By partnering with Logistis for designers, you gain access to our deep expertise in the ways to build a profitable design business, from proper tax handling to strategic financial planning.
Don’t let sales tax hold your design firm back. Logistis for Designers are here to help you build a profitable, compliant business that lets you focus on creating beautiful spaces for your clients. Ready to stop worrying about tax compliance and focus on design? Schedule a free 45-minute consultation with our design-focused accounting experts.
Contact us today to schedule your session.
FAQs
Is shipping taxable in California?
Shipping can be non-taxable in California if it’s separately stated on invoices, doesn’t exceed actual cost, and uses a common carrier or USPS.
Is handling always taxable in California?
Yes, handling charges are always subject to sales tax in California, regardless of how they’re listed on your invoice.

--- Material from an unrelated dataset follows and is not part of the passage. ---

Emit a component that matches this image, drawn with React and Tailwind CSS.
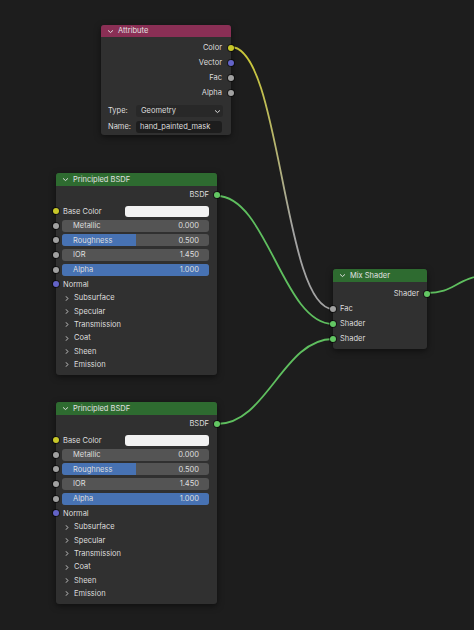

What happens if I deliver items myself?
If you use your own vehicle for delivery, the entire shipping charge becomes taxable, even if separately stated.
Can I mark up shipping costs?
Any markup on actual shipping costs becomes taxable, even if the base shipping cost isn’t.
What if I combine shipping and handling on invoices?
When combined into a single line item, the entire “shipping and handling” charge becomes taxable.
Does delivery method affect taxability?
Yes. Delivery via a common carrier (FedEx, UPS) or USPS can be non-taxable, while delivery via your company vehicle is always taxable.
What records should I keep for shipping charges?
Save all carrier invoices, document actual shipping costs for each project, and maintain records of delivery methods used.
If my sale is exempt, is shipping also exempt?
Yes, if the underlying sale is exempt (e.g., with a valid resale certificate), the shipping is also exempt.
How should I label shipping on invoices?
Use specific terms like “Shipping via FedEx” or “USPS Postage” for potentially non-taxable charges, and “Handling” or “Packing” for taxable ones.
Does shipping taxability vary by location in California?
While tax rates vary by location, the rules about shipping taxability are consistent throughout California.